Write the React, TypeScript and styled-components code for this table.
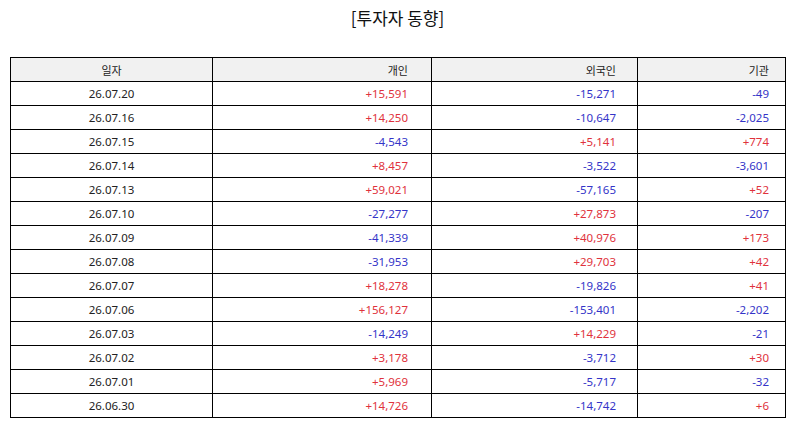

※ ※ ※

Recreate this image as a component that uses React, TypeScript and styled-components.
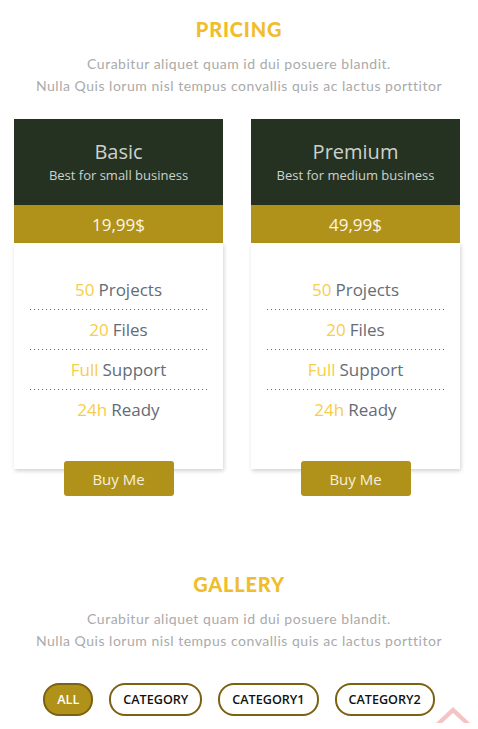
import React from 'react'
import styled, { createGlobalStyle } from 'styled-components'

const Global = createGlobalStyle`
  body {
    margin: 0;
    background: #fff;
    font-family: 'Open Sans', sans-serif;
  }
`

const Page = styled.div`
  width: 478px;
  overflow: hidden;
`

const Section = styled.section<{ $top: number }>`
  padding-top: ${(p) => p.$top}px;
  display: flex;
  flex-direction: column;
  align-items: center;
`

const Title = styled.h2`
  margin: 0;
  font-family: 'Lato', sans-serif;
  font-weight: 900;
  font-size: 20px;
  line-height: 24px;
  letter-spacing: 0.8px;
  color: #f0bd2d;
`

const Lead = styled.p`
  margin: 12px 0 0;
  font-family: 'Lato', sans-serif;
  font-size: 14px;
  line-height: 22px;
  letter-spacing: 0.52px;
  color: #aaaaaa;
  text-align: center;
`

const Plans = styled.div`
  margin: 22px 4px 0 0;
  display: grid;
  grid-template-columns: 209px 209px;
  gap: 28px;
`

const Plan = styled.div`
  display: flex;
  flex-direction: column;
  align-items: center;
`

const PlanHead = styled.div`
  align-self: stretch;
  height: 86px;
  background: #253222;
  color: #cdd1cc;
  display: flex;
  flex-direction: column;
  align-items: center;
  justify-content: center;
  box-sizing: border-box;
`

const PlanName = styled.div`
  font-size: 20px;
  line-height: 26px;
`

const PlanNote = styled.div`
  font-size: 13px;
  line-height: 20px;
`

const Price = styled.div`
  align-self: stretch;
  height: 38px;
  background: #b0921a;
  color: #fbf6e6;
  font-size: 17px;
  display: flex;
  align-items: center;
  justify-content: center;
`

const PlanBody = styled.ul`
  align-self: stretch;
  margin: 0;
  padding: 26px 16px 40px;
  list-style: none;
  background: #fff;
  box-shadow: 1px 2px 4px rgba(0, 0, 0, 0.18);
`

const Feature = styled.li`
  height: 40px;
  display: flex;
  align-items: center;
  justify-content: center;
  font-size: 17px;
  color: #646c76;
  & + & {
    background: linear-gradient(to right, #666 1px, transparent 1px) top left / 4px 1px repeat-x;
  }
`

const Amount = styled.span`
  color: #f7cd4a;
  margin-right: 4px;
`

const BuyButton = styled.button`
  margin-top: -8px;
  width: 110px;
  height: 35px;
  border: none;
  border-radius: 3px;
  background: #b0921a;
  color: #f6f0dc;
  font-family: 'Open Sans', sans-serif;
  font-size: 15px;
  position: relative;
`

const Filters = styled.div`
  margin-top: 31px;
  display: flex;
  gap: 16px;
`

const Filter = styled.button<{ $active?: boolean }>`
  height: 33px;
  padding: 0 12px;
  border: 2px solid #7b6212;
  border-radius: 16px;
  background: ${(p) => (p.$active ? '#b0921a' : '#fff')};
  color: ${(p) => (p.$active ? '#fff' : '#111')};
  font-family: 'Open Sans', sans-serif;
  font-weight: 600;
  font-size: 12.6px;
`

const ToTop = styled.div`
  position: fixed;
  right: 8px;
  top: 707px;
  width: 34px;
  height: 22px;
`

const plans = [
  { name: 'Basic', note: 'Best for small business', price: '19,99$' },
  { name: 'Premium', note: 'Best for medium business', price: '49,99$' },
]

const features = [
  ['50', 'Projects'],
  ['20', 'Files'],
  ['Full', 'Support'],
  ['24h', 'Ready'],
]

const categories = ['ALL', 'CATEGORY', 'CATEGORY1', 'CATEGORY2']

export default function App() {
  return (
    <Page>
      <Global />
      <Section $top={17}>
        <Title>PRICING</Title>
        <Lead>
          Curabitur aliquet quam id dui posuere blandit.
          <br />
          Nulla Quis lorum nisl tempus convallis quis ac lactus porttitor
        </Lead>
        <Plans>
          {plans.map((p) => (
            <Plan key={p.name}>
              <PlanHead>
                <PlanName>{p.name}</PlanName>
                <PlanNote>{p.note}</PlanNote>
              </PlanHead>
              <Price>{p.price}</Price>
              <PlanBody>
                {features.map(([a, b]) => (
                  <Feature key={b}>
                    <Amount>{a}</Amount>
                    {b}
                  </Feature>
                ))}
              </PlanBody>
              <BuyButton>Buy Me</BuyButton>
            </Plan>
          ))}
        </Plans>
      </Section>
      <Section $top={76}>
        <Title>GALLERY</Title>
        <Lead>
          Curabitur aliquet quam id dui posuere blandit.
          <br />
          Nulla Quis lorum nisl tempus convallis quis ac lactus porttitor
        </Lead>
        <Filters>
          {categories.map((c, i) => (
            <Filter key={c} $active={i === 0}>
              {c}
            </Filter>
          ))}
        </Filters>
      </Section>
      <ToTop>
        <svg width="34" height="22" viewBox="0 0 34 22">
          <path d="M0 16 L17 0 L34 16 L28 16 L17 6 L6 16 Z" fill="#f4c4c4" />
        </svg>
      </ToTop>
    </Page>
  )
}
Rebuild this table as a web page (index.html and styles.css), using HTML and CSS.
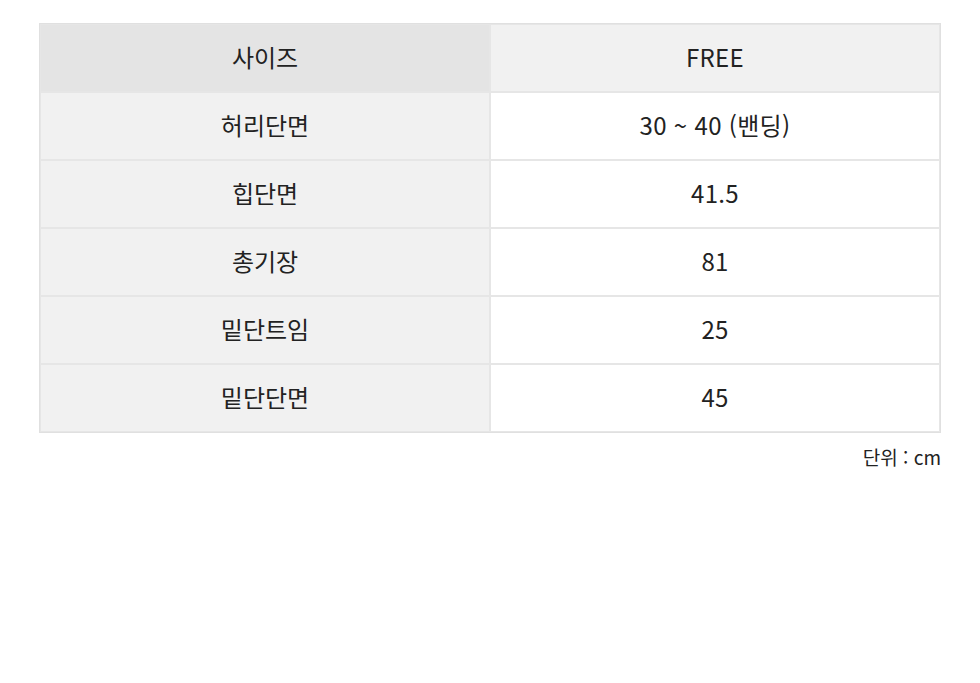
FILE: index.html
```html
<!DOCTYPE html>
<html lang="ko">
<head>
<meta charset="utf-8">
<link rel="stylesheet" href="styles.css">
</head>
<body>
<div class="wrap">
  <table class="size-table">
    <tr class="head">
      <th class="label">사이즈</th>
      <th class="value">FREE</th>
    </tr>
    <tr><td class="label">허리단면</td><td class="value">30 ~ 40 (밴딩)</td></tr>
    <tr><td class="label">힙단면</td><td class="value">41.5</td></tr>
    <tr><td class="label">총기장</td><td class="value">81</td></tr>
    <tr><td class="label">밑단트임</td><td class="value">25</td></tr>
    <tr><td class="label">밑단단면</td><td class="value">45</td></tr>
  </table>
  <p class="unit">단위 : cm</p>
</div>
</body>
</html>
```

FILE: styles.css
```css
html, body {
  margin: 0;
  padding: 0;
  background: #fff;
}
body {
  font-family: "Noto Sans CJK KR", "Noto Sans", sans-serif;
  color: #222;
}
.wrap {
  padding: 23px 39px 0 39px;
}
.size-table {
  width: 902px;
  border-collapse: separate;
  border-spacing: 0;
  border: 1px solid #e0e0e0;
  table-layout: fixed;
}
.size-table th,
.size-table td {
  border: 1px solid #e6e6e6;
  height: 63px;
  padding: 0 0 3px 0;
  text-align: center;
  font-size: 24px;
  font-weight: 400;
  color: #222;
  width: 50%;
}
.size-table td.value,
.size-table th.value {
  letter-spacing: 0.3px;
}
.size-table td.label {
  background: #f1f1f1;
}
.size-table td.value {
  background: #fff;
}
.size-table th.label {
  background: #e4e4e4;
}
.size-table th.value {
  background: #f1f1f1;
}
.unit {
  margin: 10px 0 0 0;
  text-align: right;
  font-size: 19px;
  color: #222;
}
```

※ ※ ※

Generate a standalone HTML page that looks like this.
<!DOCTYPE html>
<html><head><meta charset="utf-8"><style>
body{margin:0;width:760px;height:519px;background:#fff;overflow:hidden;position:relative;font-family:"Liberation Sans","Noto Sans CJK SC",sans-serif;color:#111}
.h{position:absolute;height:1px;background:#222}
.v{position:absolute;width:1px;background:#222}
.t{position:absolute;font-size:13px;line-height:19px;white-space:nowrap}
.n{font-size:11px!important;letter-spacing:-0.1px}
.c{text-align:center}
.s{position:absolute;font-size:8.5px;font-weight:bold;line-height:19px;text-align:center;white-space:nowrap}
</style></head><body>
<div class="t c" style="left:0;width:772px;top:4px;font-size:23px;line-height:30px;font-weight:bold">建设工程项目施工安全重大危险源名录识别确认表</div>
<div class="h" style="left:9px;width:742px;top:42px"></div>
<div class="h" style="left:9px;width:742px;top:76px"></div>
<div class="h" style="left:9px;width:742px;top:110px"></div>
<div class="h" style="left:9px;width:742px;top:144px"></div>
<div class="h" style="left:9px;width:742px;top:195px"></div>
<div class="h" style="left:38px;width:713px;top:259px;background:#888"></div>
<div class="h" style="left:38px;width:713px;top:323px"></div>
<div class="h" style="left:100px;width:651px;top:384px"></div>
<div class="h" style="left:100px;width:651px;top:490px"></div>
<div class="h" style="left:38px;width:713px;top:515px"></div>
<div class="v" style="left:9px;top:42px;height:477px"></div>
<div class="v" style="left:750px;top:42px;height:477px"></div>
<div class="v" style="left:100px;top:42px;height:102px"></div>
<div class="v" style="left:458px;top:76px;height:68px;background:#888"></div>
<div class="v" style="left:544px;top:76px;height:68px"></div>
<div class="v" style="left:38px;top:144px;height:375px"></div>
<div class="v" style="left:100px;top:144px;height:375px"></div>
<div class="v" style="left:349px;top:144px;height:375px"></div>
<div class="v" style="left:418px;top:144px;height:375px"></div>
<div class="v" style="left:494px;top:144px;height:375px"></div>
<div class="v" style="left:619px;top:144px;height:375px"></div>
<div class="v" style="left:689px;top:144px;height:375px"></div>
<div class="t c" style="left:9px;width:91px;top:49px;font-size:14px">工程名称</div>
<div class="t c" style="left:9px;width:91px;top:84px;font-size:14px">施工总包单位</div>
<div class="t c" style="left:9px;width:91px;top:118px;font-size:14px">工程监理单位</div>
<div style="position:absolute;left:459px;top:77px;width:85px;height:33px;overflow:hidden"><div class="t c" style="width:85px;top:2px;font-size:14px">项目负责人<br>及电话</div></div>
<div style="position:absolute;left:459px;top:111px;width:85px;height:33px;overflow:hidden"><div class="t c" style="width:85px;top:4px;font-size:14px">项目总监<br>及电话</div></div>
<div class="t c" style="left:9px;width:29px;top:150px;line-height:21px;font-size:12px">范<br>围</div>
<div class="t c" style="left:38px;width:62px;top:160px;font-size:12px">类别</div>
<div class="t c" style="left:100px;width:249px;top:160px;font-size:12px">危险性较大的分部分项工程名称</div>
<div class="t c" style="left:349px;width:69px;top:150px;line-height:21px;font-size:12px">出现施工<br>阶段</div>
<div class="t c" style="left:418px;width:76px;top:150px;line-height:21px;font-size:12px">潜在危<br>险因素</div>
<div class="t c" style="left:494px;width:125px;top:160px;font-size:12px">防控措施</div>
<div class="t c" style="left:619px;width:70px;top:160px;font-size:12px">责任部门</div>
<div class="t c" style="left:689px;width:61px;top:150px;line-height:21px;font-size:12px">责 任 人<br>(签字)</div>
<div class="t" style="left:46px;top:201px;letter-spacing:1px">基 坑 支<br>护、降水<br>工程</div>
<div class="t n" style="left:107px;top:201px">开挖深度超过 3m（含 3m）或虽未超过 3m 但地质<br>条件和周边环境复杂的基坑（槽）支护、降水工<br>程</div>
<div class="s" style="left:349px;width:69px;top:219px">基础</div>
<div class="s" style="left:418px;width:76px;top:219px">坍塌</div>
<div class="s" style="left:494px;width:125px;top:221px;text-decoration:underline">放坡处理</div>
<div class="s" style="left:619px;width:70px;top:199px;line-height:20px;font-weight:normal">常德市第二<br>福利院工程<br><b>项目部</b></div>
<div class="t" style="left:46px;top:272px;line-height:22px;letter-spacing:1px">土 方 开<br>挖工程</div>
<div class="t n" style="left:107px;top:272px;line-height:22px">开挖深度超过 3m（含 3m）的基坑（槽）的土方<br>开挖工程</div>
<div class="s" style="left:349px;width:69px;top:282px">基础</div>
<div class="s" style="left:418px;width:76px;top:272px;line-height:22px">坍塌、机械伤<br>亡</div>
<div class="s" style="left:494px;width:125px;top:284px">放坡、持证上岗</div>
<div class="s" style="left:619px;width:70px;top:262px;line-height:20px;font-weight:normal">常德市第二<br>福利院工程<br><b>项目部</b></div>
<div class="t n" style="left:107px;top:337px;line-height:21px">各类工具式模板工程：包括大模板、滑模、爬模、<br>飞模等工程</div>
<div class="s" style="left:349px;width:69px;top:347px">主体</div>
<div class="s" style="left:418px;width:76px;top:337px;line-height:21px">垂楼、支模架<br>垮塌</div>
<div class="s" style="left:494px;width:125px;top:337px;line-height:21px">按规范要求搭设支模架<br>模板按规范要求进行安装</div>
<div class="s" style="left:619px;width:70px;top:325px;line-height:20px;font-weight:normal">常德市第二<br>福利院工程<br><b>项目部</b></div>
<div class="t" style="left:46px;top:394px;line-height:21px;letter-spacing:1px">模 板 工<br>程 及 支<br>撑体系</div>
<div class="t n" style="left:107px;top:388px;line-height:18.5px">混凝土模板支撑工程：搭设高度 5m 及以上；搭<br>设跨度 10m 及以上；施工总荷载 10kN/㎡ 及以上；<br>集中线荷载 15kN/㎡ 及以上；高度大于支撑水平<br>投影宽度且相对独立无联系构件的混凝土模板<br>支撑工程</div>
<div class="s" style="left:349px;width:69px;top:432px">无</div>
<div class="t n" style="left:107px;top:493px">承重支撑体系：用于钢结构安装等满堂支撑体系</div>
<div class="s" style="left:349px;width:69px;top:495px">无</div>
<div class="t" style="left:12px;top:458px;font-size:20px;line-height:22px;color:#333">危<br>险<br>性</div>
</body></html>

※ ※ ※

*Task prompt*
Filter out all lines lacking the word "this" and copy the rest.

*The solution*
Write the React, TypeScript and styled-components code for this table.
Recreate this image as a component that uses React, TypeScript and styled-components.
Rebuild this table as a web page (index.html and styles.css), using HTML and CSS.
Generate a standalone HTML page that looks like this.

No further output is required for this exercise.